2007 was the last year that I was able to wake up with my kids. Little did I know, how tough the following years were going to be.
My ex’s parents did not have a care when it came to money or how much they spent. They were going to spend every penny it took to get my children away from me.
As most custodial parents, something was used against me. In my case it was my mental illness. Without adequate representation, I thought that if I could just show the court that I had taken care of my kids at home for 6 years that it would make a difference.
Except, I did not get a say. Within minutes. I was granted 60 +/- overnights a year. Even then, I did not expect the agreement to not be followed.
Over the years, I have repeatedly been taken back to court. If I need to go into the hospital for my mental health, I need to jump through all of the hoops to see my kids again.
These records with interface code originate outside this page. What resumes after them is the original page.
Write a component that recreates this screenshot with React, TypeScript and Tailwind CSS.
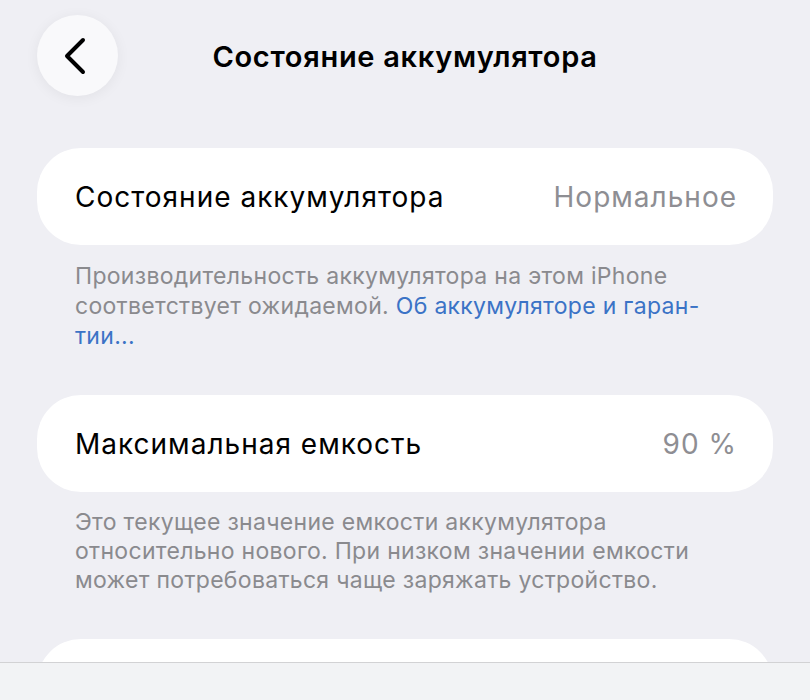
const font = { fontFamily: "Inter, Roboto, 'Noto Sans', sans-serif" };

function Row({ label, value }: { label: string; value: string }) {
  return (
    <div className="mx-[37px] flex h-[97px] items-center justify-between rounded-[44px] bg-white pr-[36px] pl-[38px]">
      <span className="text-[28px] tracking-[1px] text-black">{label}</span>
      <span className="text-[28px] tracking-[1px] text-[#8e8e93]">{value}</span>
    </div>
  );
}

export default function App() {
  return (
    <div className="flex h-[700px] w-full flex-col overflow-hidden bg-[#efeff4]" style={font}>
      <div className="flex h-[662px] flex-col overflow-hidden">
        <header className="grid grid-cols-[81px_1fr_81px] items-center px-[37px] pt-[15px]">
          <button
            type="button"
            className="flex size-[81px] items-center justify-center rounded-full bg-[#f9f9fb] shadow-[0_2px_14px_rgba(0,0,0,0.06)]"
          >
            <svg width="24" height="38" viewBox="0 0 24 38" fill="none" className="-ml-[6px]">
              <path
                d="M20 3 L4 19 L20 35"
                stroke="#000"
                strokeWidth="4"
                strokeLinecap="round"
                strokeLinejoin="round"
              />
            </svg>
          </button>
          <h1 className="pt-[3px] text-center text-[29px] font-semibold tracking-[0.7px] text-black">
            Состояние аккумулятора
          </h1>
          <div />
        </header>

        <div className="mt-[52px]">
          <Row label="Состояние аккумулятора" value="Нормальное" />
          <p className="mt-[16px] px-[75px] text-[23px] leading-[30px] tracking-[0.3px] text-[#8a8a8e]">
            Производительность аккумулятора на этом iPhone
            <br />
            соответствует ожидаемой.{" "}
            <span className="text-[#3b73c6]">
              Об аккумуляторе и гаран-
              <br />
              тии...
            </span>
          </p>
        </div>

        <div className="mt-[44px]">
          <Row label="Максимальная емкость" value="90 %" />
          <p className="mt-[16px] px-[75px] text-[23px] leading-[29px] tracking-[0.3px] text-[#8a8a8e]">
            Это текущее значение емкости аккумулятора
            <br />
            относительно нового. При низком значении емкости
            <br />
            может потребоваться чаще заряжать устройство.
          </p>
        </div>

        <div className="mx-[37px] mt-[44px] h-[120px] shrink-0 rounded-[44px] bg-white" />
      </div>
      <div className="h-[38px] border-t border-[#d2d2d4] bg-[#f2f3f5]" />
    </div>
  );
}
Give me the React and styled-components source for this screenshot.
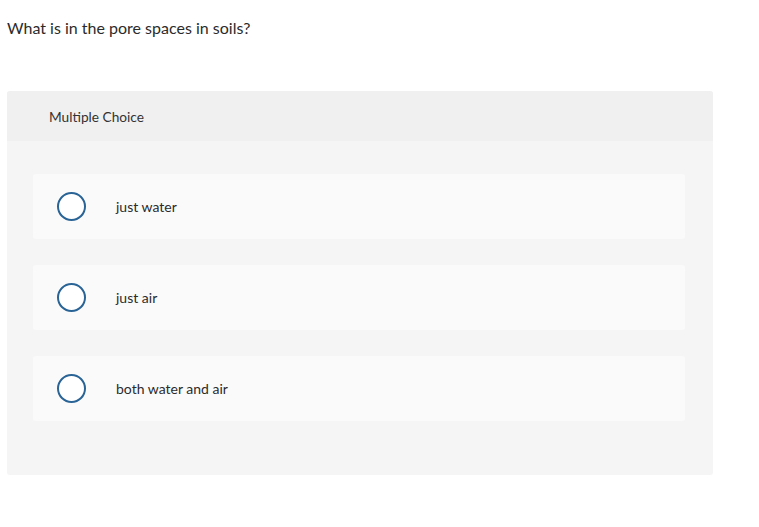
import React from 'react';
import styled, {createGlobalStyle} from 'styled-components';

const GlobalStyle = createGlobalStyle`
    body {
        margin: 0;
        background: #ffffff;
        font-family: Lato, "Open Sans", sans-serif;
        color: #333333;
    }
`;

const choices = ['just water', 'just air', 'both water and air'];

function App() {
    return (
        <Page>
            <GlobalStyle/>
            <Question>What is in the pore spaces in soils?</Question>
            <Panel>
                <PanelHeader>Multiple Choice</PanelHeader>
                <ChoiceList>
                    {choices.map((label) => (
                        <Choice key={label}>
                            <Radio/>
                            <ChoiceLabel>{label}</ChoiceLabel>
                        </Choice>
                    ))}
                </ChoiceList>
            </Panel>
        </Page>
    )
}

export default App

const Page = styled.div`
    padding: 19px 46px 0 7px;
`;

const Question = styled.p`
    margin: 0 0 54px 0;
    font-size: 16px;
    line-height: 18px;
    color: #2b2b2b;
`;

const Panel = styled.div`
    background-color: #f5f5f5;
    border-radius: 3px;
    width: 706px;
    height: 384px;
    overflow: hidden;
`;

const PanelHeader = styled.div`
    background-color: #f0f0f0;
    height: 50px;
    display: flex;
    align-items: center;
    padding-left: 42px;
    font-size: 13.7px;
    color: #333333;
`;

const ChoiceList = styled.div`
    display: flex;
    flex-direction: column;
    gap: 26px;
    padding: 33px 28px 0 26px;
`;

const Choice = styled.div`
    display: flex;
    align-items: center;
    height: 65px;
    background-color: #fafafa;
    border-radius: 3px;
    padding-left: 24px;
`;

const Radio = styled.span`
    box-sizing: border-box;
    width: 29px;
    height: 29px;
    border: 2px solid #2a6496;
    border-radius: 50%;
    background: #ffffff;
    flex-shrink: 0;
`;

const ChoiceLabel = styled.span`
    margin-left: 30px;
    font-size: 14px;
    color: #2b2b2b;
`;
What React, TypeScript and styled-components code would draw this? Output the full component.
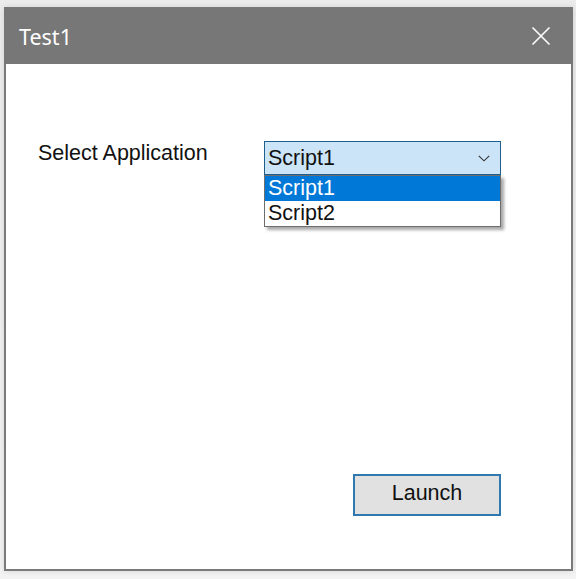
import React, { useState } from 'react';
import styled, { createGlobalStyle } from 'styled-components';

const GlobalStyle = createGlobalStyle`
  html, body { margin: 0; padding: 0; background: #efefef; }
  body { font-family: "Liberation Sans", Arial, sans-serif; }
`;

// ── Window frame ────────────────────────────────────────────
const Desktop = styled.div`
  width: 576px;
  height: 579px;
  padding: 7px 0 0 4px;
  box-sizing: border-box;
  background: linear-gradient(#ececec, #f3f3f3);
`;

const Window = styled.div`
  width: 569px;
  height: 564px;
  box-sizing: border-box;
  display: flex;
  flex-direction: column;
  background: #ffffff;
  border: 2px solid #7a7a7a;
  border-top: none;
  box-shadow: 0 0 6px rgba(0, 0, 0, 0.12);
`;

const TitleBar = styled.div`
  height: 57px;
  flex: none;
  display: flex;
  align-items: center;
  justify-content: space-between;
  background: #777777;
  padding: 0 20px 0 15px;
  margin: 0 -2px;
`;

const Title = styled.span`
  font-family: "Noto Sans", "Open Sans", sans-serif;
  font-size: 21.5px;
  color: #ffffff;
  margin-top: 1px;
`;

const CloseButton = styled.button`
  width: 24px;
  height: 24px;
  padding: 0;
  border: none;
  background: transparent;
  display: flex;
  align-items: center;
  justify-content: center;
  cursor: pointer;
`;

// ── Content ─────────────────────────────────────────────────
const Content = styled.div`
  flex: 1;
  display: flex;
  flex-direction: column;
  padding: 77px 70px 53px 32px;
`;

const FieldRow = styled.div`
  display: flex;
  align-items: flex-start;
`;

const Label = styled.label`
  width: 226px;
  flex: none;
  font-size: 21.5px;
  line-height: 24px;
  color: #111111;
`;

const ComboWrap = styled.div`
  position: relative;
  width: 237px;
`;

const ComboBox = styled.div`
  height: 34px;
  box-sizing: border-box;
  display: flex;
  align-items: center;
  justify-content: space-between;
  padding: 0 10px 0 3px;
  background: #cce4f7;
  border: 1px solid #1e5f8e;
  font-size: 21.5px;
  color: #111111;
`;

const DropList = styled.ul`
  position: absolute;
  top: 34px;
  left: 0;
  right: 0;
  margin: 0;
  padding: 0;
  list-style: none;
  background: #ffffff;
  border: 1px solid #6e6e6e;
  box-shadow: 3px 3px 3px rgba(0, 0, 0, 0.35);
`;

const Option = styled.li<{ $selected: boolean }>`
  height: 25px;
  display: flex;
  align-items: center;
  padding-left: 3px;
  font-size: 21.5px;
  color: ${p => (p.$selected ? '#ffffff' : '#111111')};
  background: ${p => (p.$selected ? '#0078d7' : 'transparent')};
`;

const Spacer = styled.div`
  flex: 1;
`;

const LaunchButton = styled.button`
  align-self: flex-end;
  width: 148px;
  height: 42px;
  box-sizing: border-box;
  background: #e1e1e1;
  border: 2px solid #2f78b0;
  font-family: "Liberation Sans", Arial, sans-serif;
  font-size: 21.5px;
  color: #111111;
  padding: 0 0 3px;
`;

const options = ['Script1', 'Script2'];

export default function App() {
  const [selected] = useState('Script1');

  return (
    <>
      <GlobalStyle />
      <Desktop>
        <Window>
          <TitleBar>
            <Title>Test1</Title>
            <CloseButton aria-label="Close">
              <svg width="20" height="20" viewBox="0 0 20 20">
                <path d="M1.5 1.5L18.5 18.5M18.5 1.5L1.5 18.5" stroke="#ffffff" strokeWidth="1.6" />
              </svg>
            </CloseButton>
          </TitleBar>
          <Content>
            <FieldRow>
              <Label>Select Application</Label>
              <ComboWrap>
                <ComboBox>
                  <span>{selected}</span>
                  <svg width="12" height="7" viewBox="0 0 12 7">
                    <path d="M0.8 0.8L6 5.8L11.2 0.8" fill="none" stroke="#333333" strokeWidth="1.1" />
                  </svg>
                </ComboBox>
                <DropList>
                  {options.map(o => (
                    <Option key={o} $selected={o === selected}>{o}</Option>
                  ))}
                </DropList>
              </ComboWrap>
            </FieldRow>
            <Spacer />
            <LaunchButton>Launch</LaunchButton>
          </Content>
        </Window>
      </Desktop>
    </>
  );
}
This Mother’s Day is especially difficult. My oldest son believes everything that his father says, even if there is evidence to refute it. My youngest has taken the path of least resistance. That means not seeing me. My middle child who will turn 28’this year still sees me. He has always analyzed things around him and is neutral.
In 2007, I never believed that one day they would all be 18. That seemed so far away. I hope that my other two children will come to question their father, yet it may not happen in my lifetime. I love them and I always will. I have learned to appreciate every hug goodbye and every I Love you at the end of a text.
For those struggling today, we are out here and you are not alone. We feel the pain that comes with what you and those alike are going through. You are as much a mom as anyone else.